Emergence of a Fermi-surface in the current-driven Hidden state of 1T-TaS$_2$

TL;DR

This study uses micro-ARPES to reveal that a current pulse induces a spatially inhomogeneous transition in 1T-TaS$_2$, creating metallic regions with a Fermi surface and suggesting dimer breaking as the origin of the insulating state.

Contribution

It demonstrates the emergence of a Fermi surface in the current-driven hidden state of 1T-TaS$_2$ and links it to the breaking of star-of-David dimers.

Findings

Fermi surface appears in some regions after current pulse

Metallic regions resemble high-temperature phase electronic structure

Distinct out-of-plane dispersions between metallic and insulating regions

Abstract

The origin of the insulating state in 1T-TaS$_2$ has long been a subject of debate.
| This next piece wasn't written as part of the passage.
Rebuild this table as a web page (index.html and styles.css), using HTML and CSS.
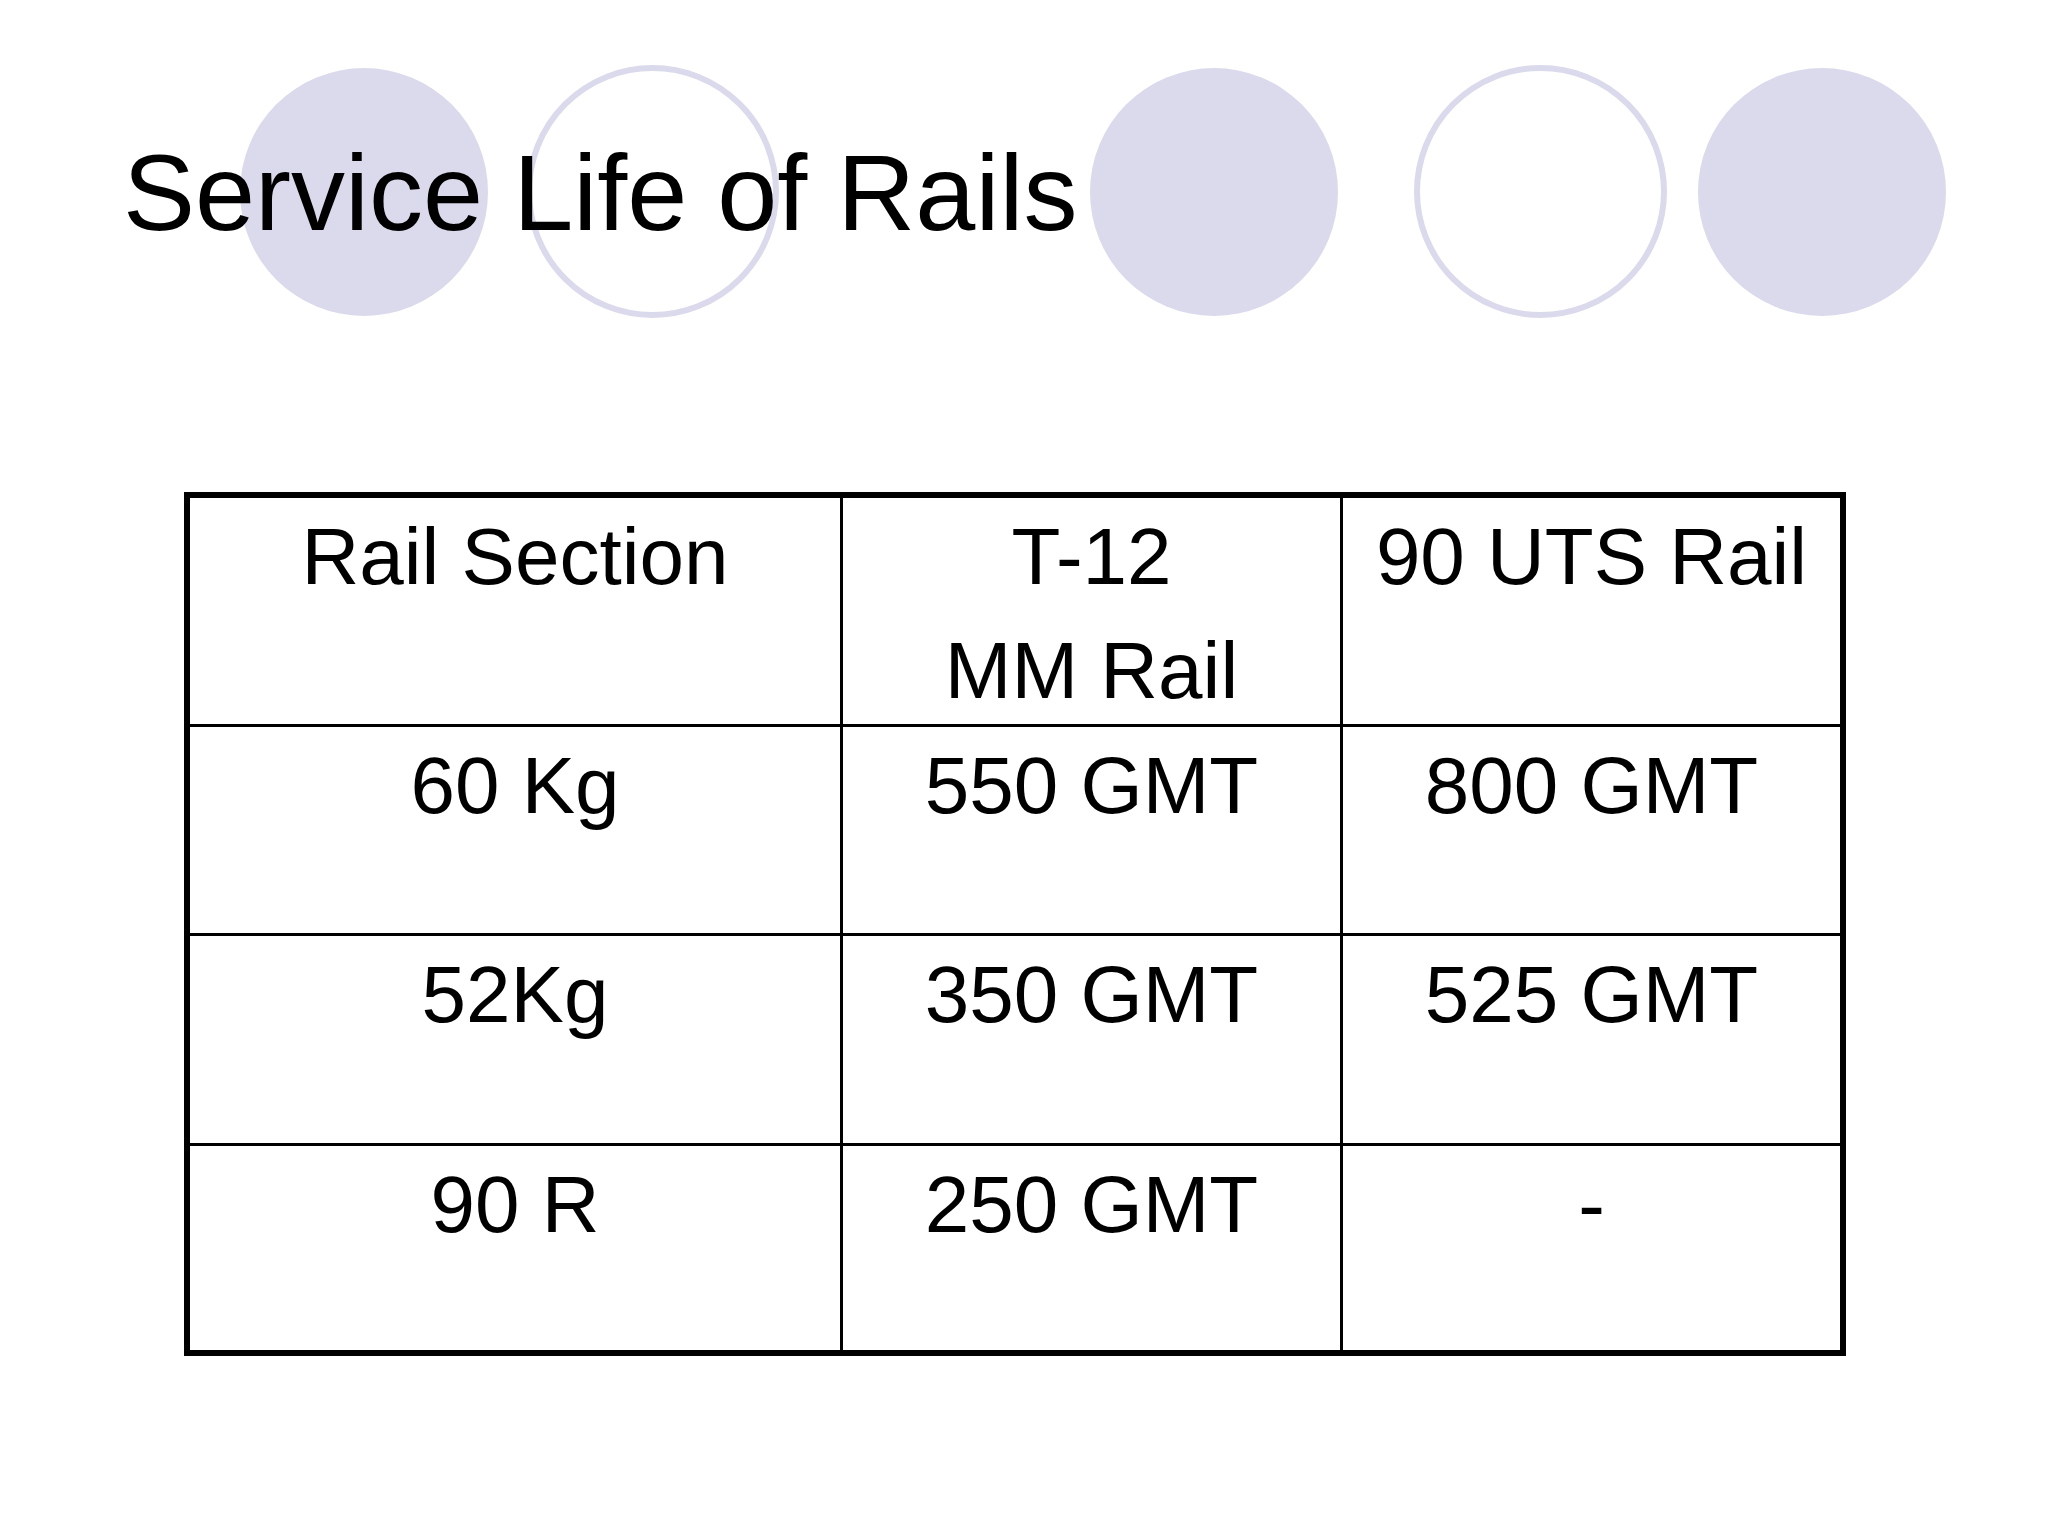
FILE: index.html
```html
<!DOCTYPE html>
<html lang="en">
<head>
<meta charset="utf-8">
<title>Service Life of Rails</title>
<link rel="stylesheet" href="styles.css">
</head>
<body>
<div class="slide">
  <div class="deco" aria-hidden="true">
    <span class="circle filled c1"></span>
    <span class="circle ring c2"></span>
    <span class="circle filled c3"></span>
    <span class="circle ring c4"></span>
    <span class="circle filled c5"></span>
  </div>
  <h1 class="title">Service Life of Rails</h1>
  <div class="table" role="table">
    <div class="cell" role="cell">Rail Section</div>
    <div class="cell" role="cell">T-12<br>MM Rail</div>
    <div class="cell" role="cell">90 UTS Rail</div>
    <div class="cell" role="cell">60 Kg</div>
    <div class="cell" role="cell">550 GMT</div>
    <div class="cell" role="cell">800 GMT</div>
    <div class="cell" role="cell">52Kg</div>
    <div class="cell" role="cell">350 GMT</div>
    <div class="cell" role="cell">525 GMT</div>
    <div class="cell" role="cell">90 R</div>
    <div class="cell" role="cell">250 GMT</div>
    <div class="cell" role="cell">-</div>
  </div>
</div>
</body>
</html>
```

FILE: styles.css
```css
html, body {
  margin: 0;
  padding: 0;
  background: #ffffff;
}

.slide {
  position: relative;
  width: 2048px;
  height: 1536px;
  overflow: hidden;
  background: #ffffff;
  font-family: "Liberation Sans", Arial, sans-serif;
  color: #000000;
  padding-top: 128px;
  box-sizing: border-box;
}

.deco {
  position: absolute;
  inset: 0;
  z-index: 0;
}

.circle {
  position: absolute;
  border-radius: 50%;
  box-sizing: border-box;
}

.filled {
  width: 248px;
  height: 248px;
  top: 68px;
  background: #dadaec;
}

.ring {
  width: 253px;
  height: 253px;
  top: 65px;
  border: 6px solid #dadaec;
  background: transparent;
}

.c1 { left: 240px; }
.c2 { left: 526px; }
.c3 { left: 1090px; }
.c4 { left: 1414px; }
.c5 { left: 1698px; }

.title {
  position: relative;
  z-index: 1;
  margin: 0 0 0 123px;
  font-size: 108px;
  font-weight: normal;
  line-height: 130px;
  height: 130px;
}

.table {
  position: relative;
  z-index: 1;
  margin: 234px 0 0 184px;
  display: grid;
  grid-template-columns: 650px 497px 497px;
  grid-template-rows: 226px 206px 207px 204px;
  gap: 3px;
  width: max-content;
  background: #000000;
  border: 6px solid #000000;
}

.cell {
  background: #ffffff;
  text-align: center;
  font-size: 80px;
  line-height: 114px;
  padding-top: 2px;
  box-sizing: border-box;
}
```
A short current pulse transforms this insulating state into a metastable metallic phase. Using micro-ARPES, we investigate the electronic structure of this phase and uncover spatially dependent modifications caused by the current pulse. In some regions of the sample, a Fermi surface emerges, while others remain gapped. Detailed band structure analysis reveals that the metallic regions exhibit an electronic structure similar to that observed in the high-temperature phase of 1T-TaS$_2$, characterized by suppressed energy gaps and bands crossing the Fermi level. Furthermore, the metallic and insulating regions display distinct dispersions along the out-of-plane direction. These observations suggest a scenario in which the current pulse breaks the star-of-David dimers characteristic of the insulating phase, implicating these dimers as the likely origin of the insulating behavior in 1T-TaS$_2$.